Holding — Katsas, J.
- The U.S. Court of Appeals for the District of Columbia Circuit held that Cross Refined Coal, LLC was a bona fide partnership for federal tax purposes.
Rule
- A partnership can be recognized for federal tax purposes even if its profitability relies primarily on tax credits, provided the members demonstrate a genuine intent to carry on a business and share in its profits and losses.
Reasoning
- The U.S. Court of Appeals for the District of Columbia Circuit reasoned that Cross and its members intended to engage in business together and shared the risks and rewards associated with that business.
- It noted that the existence of a tax credit does not invalidate a partnership if the parties had a legitimate business purpose.
- The court emphasized that partnerships could pursue after-tax profits and that tax credits might provide necessary incentives to undertake certain projects.
- The court found that all members of Cross contributed significantly to its operations, participated in management, and were actively involved in decision-making.
- Furthermore, the court stated that the members faced meaningful financial risks related to their investments, thus establishing a genuine partnership.
- The court distinguished Cross from sham partnerships, which lack a genuine intent to conduct business or share risks.
- It concluded that the IRS's view would undermine Congress's intent to promote refined coal production through tax incentives.
- Ultimately, the court affirmed the tax court's ruling that Cross was a legitimate partnership.
Deep Dive: How the Court Reached Its Decision
Intent to Carry on Business
The court first examined whether the members of Cross Refined Coal, LLC intended to engage in a business together. It found that all three members—AJG, Fidelity, and Schneider—had legitimate motivations for forming the partnership beyond merely obtaining tax credits. AJG sought to spread its investment risk across multiple projects, while Fidelity and Schneider aimed to claim the tax credits more quickly than AJG could alone. The court noted that the partnership was structured to enable joint control and management, further indicating a genuine intent to operate a business. The court distinguished Cross from sham partnerships that merely exist for tax benefits, emphasizing that partnerships could legitimately pursue after-tax profits when incentivized by congressional tax credits.

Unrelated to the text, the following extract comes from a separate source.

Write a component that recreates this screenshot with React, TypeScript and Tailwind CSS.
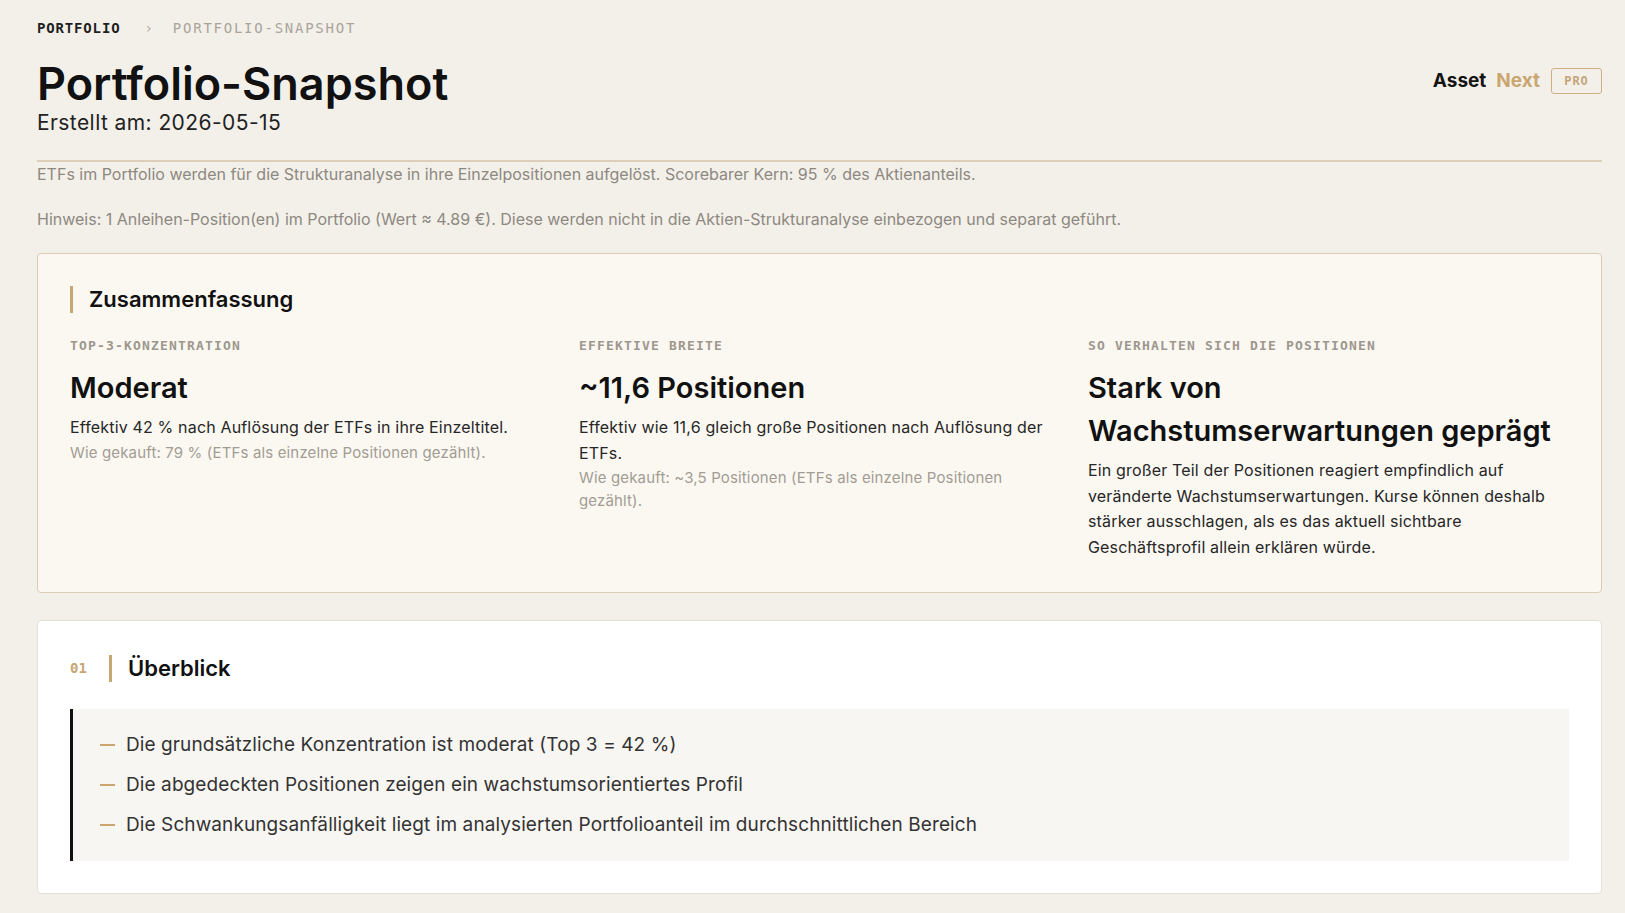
import { ReactNode } from "react";

/**
 * Portfolio-Snapshot — summary page with key metrics and overview bullets
 */

const sans = "font-['Inter','Noto_Sans',sans-serif]";
const mono = "font-['DejaVu_Sans_Mono','Liberation_Mono',monospace]";

type Metric = {
  label: string;
  title: string;
  body: string;
  note?: string;
};

const metrics: Metric[] = [
  {
    label: "Top-3-Konzentration",
    title: "Moderat",
    body: "Effektiv 42 % nach Auflösung der ETFs in ihre Einzeltitel.",
    note: "Wie gekauft: 79 % (ETFs als einzelne Positionen gezählt).",
  },
  {
    label: "Effektive Breite",
    title: "~11,6 Positionen",
    body: "Effektiv wie 11,6 gleich große Positionen nach Auflösung der ETFs.",
    note: "Wie gekauft: ~3,5 Positionen (ETFs als einzelne Positionen gezählt).",
  },
  {
    label: "So verhalten sich die Positionen",
    title: "Stark von Wachstumserwartungen geprägt",
    body: "Ein großer Teil der Positionen reagiert empfindlich auf veränderte Wachstumserwartungen. Kurse können deshalb stärker ausschlagen, als es das aktuell sichtbare Geschäftsprofil allein erklären würde.",
  },
];

const overview = [
  "Die grundsätzliche Konzentration ist moderat (Top 3 = 42 %)",
  "Die abgedeckten Positionen zeigen ein wachstumsorientiertes Profil",
  "Die Schwankungsanfälligkeit liegt im analysierten Portfolioanteil im durchschnittlichen Bereich",
];

function SectionHeading({ children }: { children: ReactNode }) {
  return (
    <h2 className="border-l-[3px] border-[#c6a672] pl-[16px] text-[22px] font-semibold leading-[27px] text-[#111]">
      {children}
    </h2>
  );
}

export default function App() {
  return (
    <div className={`${sans} min-h-screen bg-[#f3f0ea] pl-[37px] pr-[23px] pt-[18px] pb-10 text-[#1c1c1c]`}>
      {/* breadcrumb */}
      <nav className={`${mono} flex items-center text-[14px] leading-5`}>
        <span className="font-bold tracking-[0.06em] text-[#1f1f1f]">PORTFOLIO</span>
        <span className="ml-[24px] mr-[20px] text-[#b0aaa2]">›</span>
        <span className="tracking-[0.125em] text-[#aaa49b]">PORTFOLIO-SNAPSHOT</span>
      </nav>

      <header className="mt-[21px] flex items-start justify-between border-b-2 border-[#dccfba] pb-[23px]">
        <div>
          <h1 className="text-[45px] font-semibold leading-[50px] text-[#111]">Portfolio-Snapshot</h1>
          <p className="text-[21px] leading-7 tracking-[0.02em] text-[#222]">Erstellt am: 2026-05-15</p>
        </div>
        <div className="mt-[8px] flex items-center">
          <span className="text-[19px] font-bold text-[#141414]">Asset</span>
          <span className="ml-[10px] text-[19px] font-bold text-[#c9a670]">Next</span>
          <span
            className={`${mono} ml-[11px] flex h-[26px] w-[51px] items-center justify-center rounded-[3px] border-[1.5px] border-[#cdb084] text-[12px] font-bold tracking-[0.08em] text-[#c4a577]`}
          >
            PRO
          </span>
        </div>
      </header>

      <p className="mt-[2px] text-[16px] leading-5 text-[#8d8880]">
        ETFs im Portfolio werden für die Strukturanalyse in ihre Einzelpositionen aufgelöst. Scorebarer Kern: 95 % des Aktienanteils.
      </p>
      <p className="mt-[25px] text-[16px] leading-5 text-[#8d8880]">
        Hinweis: 1 Anleihen-Position(en) im Portfolio (Wert ≈ 4.89 €). Diese werden nicht in die Aktien-Strukturanalyse einbezogen und separat geführt.
      </p>

      {/* summary */}
      <section className="mt-[24px] rounded-[4px] border border-[#dccdb2] bg-[#fbf8f2] p-8">
        <SectionHeading>Zusammenfassung</SectionHeading>
        <div className="mt-[25px] grid grid-cols-3 gap-7">
          {metrics.map((m) => (
            <div key={m.label}>
              <div className={`${mono} text-[13px] font-bold uppercase leading-4 tracking-[0.09em] text-[#9d978e]`}>
                {m.label}
              </div>
              <div className="mt-[12px] text-[29px] font-semibold leading-[43px] text-[#111]">{m.title}</div>
              <p className="mt-[6px] text-[16px] leading-[25.5px] tracking-[0.01em] text-[#262626]">{m.body}</p>
              {m.note && (
                <p className="text-[15px] leading-[23px] tracking-[0.01em] text-[#a29c93]">{m.note}</p>
              )}
            </div>
          ))}
        </div>
      </section>

      {/* overview */}
      <section className="mt-[27px] rounded-[4px] border border-[#e6e0d5] bg-white px-8 pt-[34px] pb-8">
        <div className="flex items-center">
          <span className={`${mono} w-[39px] text-[14px] font-bold text-[#c6a672]`}>01</span>
          <SectionHeading>Überblick</SectionHeading>
        </div>
        <ul className="mt-[27px] flex flex-col gap-3 border-l-[3px] border-[#111] bg-[#f8f6f2] py-[22px] pl-[27px]">
          {overview.map((item) => (
            <li key={item} className="flex items-center text-[19px] leading-7 tracking-[0.005em] text-[#333]">
              <span className="mr-[11px] h-[1.5px] w-[15px] bg-[#c9a670]" />
              {item}
            </li>
          ))}
        </ul>
      </section>
    </div>
  );
}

Sharing of Profits and Losses
Next, the court evaluated whether the partners shared profits and losses, which is a crucial element in establishing a bona fide partnership. It concluded that Fidelity and Schneider had a significant stake in Cross's success and failure, as they contributed substantial capital and participated actively in management decisions. The members made monthly contributions for operating expenses proportional to their ownership stakes, reflecting a meaningful risk of financial loss. The court highlighted that during operational shutdowns, the partners bore the financial burden, demonstrating their investment's equity-like characteristics. This shared risk and involvement in management were critical in determining that Cross was not merely a facade for tax benefits.
Legitimacy of Tax Credits
The court further addressed the IRS's argument that the reliance on tax credits undermined the legitimacy of the partnership. It reasoned that partnerships could engage in business activities that are primarily profitable due to tax incentives, as Congress intended such credits to stimulate investment in socially beneficial projects. The court emphasized that the production of refined coal was a legitimate business activity that contributed to environmental goals. It asserted that the partnership's structure allowed members to benefit from the tax credits while also engaging in the production of cleaner-burning coal. Thus, the court affirmed that the pursuit of after-tax profits could constitute a valid business purpose.
Distinction from Sham Partnerships
In its analysis, the court made a clear distinction between Cross and sham partnerships, which lack genuine intent to conduct business. It underscored that a sham partnership typically has no practical economic effect beyond generating tax losses, whereas Cross engaged in legitimate business activities with real economic consequences. The court pointed out that Fidelity and Schneider faced actual risks associated with the operational challenges of coal refining, which included significant financial losses during shutdowns. This real exposure to risk set Cross apart from partnerships that merely functioned as vehicles for tax avoidance. The court concluded that the IRS's interpretation would undermine the intention of tax incentives designed to promote specific industries.
Conclusion and Affirmation
Ultimately, the court affirmed the tax court’s ruling that Cross was a bona fide partnership for federal tax purposes. It reiterated that the partnership's structure and operations met the two essential criteria of partnership law: the intent to carry on business and the sharing of profits and losses. The court's decision reinforced the idea that partnerships formed in the context of tax incentives could still possess legitimate business purposes, provided the members actively engaged in managing the operations. The ruling emphasized the importance of recognizing the economic realities of the partnership, validating its existence beyond mere tax considerations. Thus, the court upheld the tax court’s findings, confirming that Cross met the necessary legal standards to qualify as a partnership.